The actual magnification with each tube lens is quite close to the one computed from the nominal focal length:
Most of the test images show a small but visible misalignment of the plane of focus, not completely perpendicular to the optical axis of the lens. The setup remained the same in this set of tests, and included a Metabones adapter with a quite small but solid built-in Arca-compatible shoe. The direction of misalignment changes with the tube lens. This may have to do with sagging of the tripod shoe of the lens adapter and/or misalignment of the tube lenses, including their front filter threads. None of these tube lenses has a built-in tripod shoe.
As a first note on results, the strong vignetting with the 50 mm f/1.8 as tube lens initially came as a slight surprise to me. My first thought was that both the Olympus 50 mm and the Xenon-E 50 mm cover full-frame, and therefore I expected the combined lenses to cover a sensor a quarter of the area with plenty of allowance. If we regard this setup as stacked lenses, then the total focal length should be very roughly 25 mm, but these are not idealized thin lenses, and their entrance and exit pupils cannot be placed arbitrarily close to each other.
Photographers who frequently used stacked lenses would solve the vignetting problem by increasing the spacing between the rear lens and the sensor, thereby increasing the magnification and the size of the image circle. I did not do this, because my purpose is to test the Xenon-E 50 mm in a proper infinity system, and the tube lens must therefore remain focused at infinity.

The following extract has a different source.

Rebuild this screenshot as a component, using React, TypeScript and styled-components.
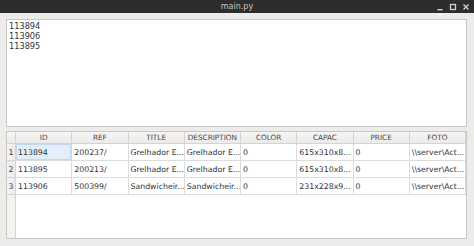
import { FC, Fragment } from 'react';
import styled, { createGlobalStyle } from 'styled-components';

const GlobalStyle = createGlobalStyle`
  *, *::before, *::after {
    box-sizing: border-box;
  }
  html, body {
    margin: 0;
    padding: 0;
    background: #edeceb;
    font-family: 'DejaVu Sans', 'Liberation Sans', sans-serif;
  }
`;

const Window = styled.div`
  width: 474px;
  height: 246px;
  display: flex;
  flex-direction: column;
  background: #edeceb;
  overflow: hidden;
`;

const TitleBar = styled.div`
  flex-shrink: 0;
  height: 13px;
  background: #2d2d2d;
  position: relative;
  display: flex;
  align-items: center;
  justify-content: center;
  color: #c8c8c8;
  font-size: 8px;
`;

const WinControls = styled.div`
  position: absolute;
  right: 4px;
  top: 0;
  height: 13px;
  display: flex;
  align-items: center;
  gap: 5px;
`;

const Body = styled.div`
  flex: 1;
  min-height: 0;
  display: flex;
  flex-direction: column;
  gap: 4px;
  padding: 6px 7px 7px 6px;
`;

const TextEdit = styled.div`
  flex-shrink: 0;
  height: 108px;
  background: #fff;
  border: 1px solid #c9c7c4;
  padding: 2px 2px;
  font-size: 8.2px;
  line-height: 9.8px;
  color: #2e3436;
`;

const Table = styled.div`
  flex: 1;
  background: #fff;
  border: 1px solid #c9c7c4;
  display: grid;
  grid-template-columns: 9px repeat(8, 1fr);
  grid-template-rows: 12px repeat(3, 17px) 1fr;
  font-size: 7.8px;
  color: #2e3436;
`;

const HeaderCell = styled.div`
  background: linear-gradient(#f6f5f4, #ecebe9);
  border-right: 1px solid #d6d4d1;
  border-bottom: 1px solid #d6d4d1;
  display: flex;
  align-items: center;
  justify-content: center;
  color: #4a4a4a;
  font-size: 7.3px;
`;

const RowHeader = styled.div<{ filler?: boolean }>`
  background: ${(p) => (p.filler ? '#f4f3f2' : 'linear-gradient(90deg, #f6f5f4, #ecebe9)')};
  border-right: 1px solid #d6d4d1;
  border-bottom: ${(p) => (p.filler ? 'none' : '1px solid #d6d4d1')};
  display: flex;
  align-items: center;
  justify-content: center;
  color: #3a3a3a;
`;

const Cell = styled.div<{ selected?: boolean }>`
  border-right: 1px solid #dcdcdc;
  border-bottom: 1px solid #dcdcdc;
  background: ${(p) => (p.selected ? '#e4eef8' : '#fff')};
  box-shadow: ${(p) => (p.selected ? 'inset 0 0 0 1px #c5d9ee' : 'none')};
  display: flex;
  align-items: center;
  padding-left: 2px;
  white-space: nowrap;
  overflow: hidden;
`;

const Filler = styled.div`
  grid-column: 2 / span 8;
`;

const columns = ['ID', 'REF', 'TITLE', 'DESCRIPTION', 'COLOR', 'CAPAC', 'PRICE', 'FOTO'];

const rows = [
  ['113894', '200237/', 'Grelhador E...', 'Grelhador E...', '0', '615x310x8...', '0', '\\\\server\\Act...'],
  ['113895', '200213/', 'Grelhador E...', 'Grelhador E...', '0', '615x310x8...', '0', '\\\\server\\Act...'],
  ['113906', '500399/', 'Sandwicheir...', 'Sandwicheir...', '0', '231x228x9...', '0', '\\\\server\\Act...'],
];

const ids = ['113894', '113906', '113895'];

const App: FC = () => (
  <>
    <GlobalStyle />
    <Window>
      <TitleBar>
        main.py
        <WinControls>
          <svg width="8" height="8" viewBox="0 0 8 8">
            <rect x="1.5" y="6" width="5" height="1.4" fill="#d0d0d0" />
          </svg>
          <svg width="8" height="8" viewBox="0 0 8 8">
            <rect x="1.5" y="1.5" width="5" height="5" fill="none" stroke="#d0d0d0" strokeWidth="1.3" />
          </svg>
          <svg width="8" height="8" viewBox="0 0 8 8">
            <path d="M1.5 1.5 L6.5 6.5 M6.5 1.5 L1.5 6.5" stroke="#d0d0d0" strokeWidth="1.4" />
          </svg>
        </WinControls>
      </TitleBar>
      <Body>
        <TextEdit>
          {ids.map((id) => (
            <div key={id}>{id}</div>
          ))}
        </TextEdit>
        <Table>
          <HeaderCell />
          {columns.map((c) => (
            <HeaderCell key={c}>{c}</HeaderCell>
          ))}
          {rows.map((r, i) => (
            <Fragment key={i}>
              <RowHeader>{i + 1}</RowHeader>
              {r.map((v, j) => (
                <Cell key={j} selected={i === 0 && j === 0}>
                  {v}
                </Cell>
              ))}
            </Fragment>
          ))}
          <RowHeader filler />
          <Filler />
        </Table>
      </Body>
    </Window>
  </>
);

export default App;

With the 100 mm and 200 mm tube lenses, it is possible to stop down the aperture of the Xenon-E 50 mm. It never produced dark corners, vignetting or hotspots in my tests. Vignetting with the 50 mm tube lens became more sharply defined when stopping down.
Image quality with tube lenses is clearly better than by using the Xenon-E 50 mm reversed as a finite lens. This proves that the idea for this test does apply, at least with this particular lens. It can be expected that other lenses designed to be focused at infinity will behave in a comparable way.
Axial chromatic aberration is also present when the Xenon-E 50 mm is used as an infinite conjugate lens. At 2x, it is accompanied by a lesser amount of spherical aberration than present in use as finite lens. However, the "magenta side" is still fuzzier than the "green side".
There is a moderate amount of transversal chromatic aberration, both as finite lens and as infinite conjugate with the tube lenses used in this test. With the aperture fully open, the least amount at the tested magnifications is at 2x finite. There is virtually no transversal chromatic aberration at f/4 and higher.
As a whole, although lens performance is generally improved by using this lens as an infinity conjugate on a tube lens at 2x-4x, especially when fully open, the improvement is not sufficient for this lens to earn my recommendation. There are better lenses available at similar or lower prices.
The Schneider Xenon-E 50 mm f/2.2 is an expensive lens that provides only a mediocre image quality when reversed at 2x to 3x. Its f/2.2 aperture is unusable, and it must be stopped down to at least f/4 for better performance. A pronounced axial chromatic aberration and spherical aberration are further problems.
Lens performance improves moderately when used in an infinity-corrected system at 2x-4x, but vignettes badly at 1x.